Tally the lines containing "styles" and report the number alone.

Source material

■ ■ ■ ■ ■

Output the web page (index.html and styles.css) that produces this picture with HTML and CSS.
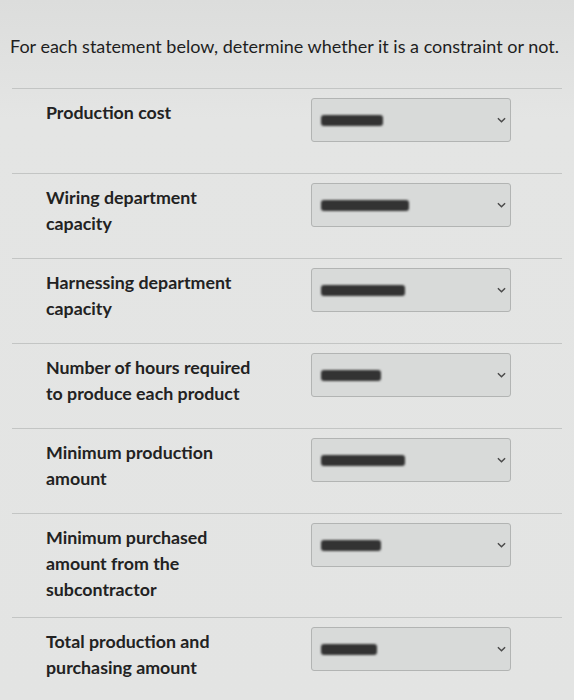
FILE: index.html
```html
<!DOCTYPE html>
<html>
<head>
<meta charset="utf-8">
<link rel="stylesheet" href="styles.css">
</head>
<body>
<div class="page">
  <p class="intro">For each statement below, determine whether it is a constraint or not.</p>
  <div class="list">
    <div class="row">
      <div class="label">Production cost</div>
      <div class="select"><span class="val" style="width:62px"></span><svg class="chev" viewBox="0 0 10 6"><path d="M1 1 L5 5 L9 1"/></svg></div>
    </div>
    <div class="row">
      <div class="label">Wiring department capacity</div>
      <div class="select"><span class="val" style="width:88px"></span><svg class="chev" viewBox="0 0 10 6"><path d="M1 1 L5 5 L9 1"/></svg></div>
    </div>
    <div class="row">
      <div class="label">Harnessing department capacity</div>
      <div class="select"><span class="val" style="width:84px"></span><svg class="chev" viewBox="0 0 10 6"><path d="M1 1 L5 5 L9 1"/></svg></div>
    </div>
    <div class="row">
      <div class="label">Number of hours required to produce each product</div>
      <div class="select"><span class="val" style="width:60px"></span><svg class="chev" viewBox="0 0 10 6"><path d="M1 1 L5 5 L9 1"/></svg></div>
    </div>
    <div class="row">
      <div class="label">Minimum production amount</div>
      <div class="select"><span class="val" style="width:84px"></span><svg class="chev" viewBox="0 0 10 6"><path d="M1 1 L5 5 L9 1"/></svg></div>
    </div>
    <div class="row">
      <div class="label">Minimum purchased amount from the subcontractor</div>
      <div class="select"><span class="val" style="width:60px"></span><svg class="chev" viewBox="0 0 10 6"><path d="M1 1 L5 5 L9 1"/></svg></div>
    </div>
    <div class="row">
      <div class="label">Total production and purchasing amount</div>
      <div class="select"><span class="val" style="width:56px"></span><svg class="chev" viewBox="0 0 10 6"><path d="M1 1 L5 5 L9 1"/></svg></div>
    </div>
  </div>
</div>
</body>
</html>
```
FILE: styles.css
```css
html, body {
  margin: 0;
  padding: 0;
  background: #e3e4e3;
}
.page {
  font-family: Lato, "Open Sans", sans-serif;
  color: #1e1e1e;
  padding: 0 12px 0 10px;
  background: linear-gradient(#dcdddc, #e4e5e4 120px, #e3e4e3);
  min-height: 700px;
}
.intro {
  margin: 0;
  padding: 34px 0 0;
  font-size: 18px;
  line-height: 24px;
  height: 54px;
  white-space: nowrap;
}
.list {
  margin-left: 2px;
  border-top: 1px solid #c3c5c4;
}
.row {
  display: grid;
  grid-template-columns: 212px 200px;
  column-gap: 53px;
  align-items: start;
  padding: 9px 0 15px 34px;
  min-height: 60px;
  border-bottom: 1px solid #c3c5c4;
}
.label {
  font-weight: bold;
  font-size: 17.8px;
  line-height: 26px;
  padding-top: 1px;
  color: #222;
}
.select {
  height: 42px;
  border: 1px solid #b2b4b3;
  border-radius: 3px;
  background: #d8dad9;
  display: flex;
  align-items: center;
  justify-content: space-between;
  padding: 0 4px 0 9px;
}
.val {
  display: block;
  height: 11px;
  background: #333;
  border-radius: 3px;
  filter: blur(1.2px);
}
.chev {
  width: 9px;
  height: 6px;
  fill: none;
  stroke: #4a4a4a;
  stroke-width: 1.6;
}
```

■ ■ ■ ■ ■

Response to the task
3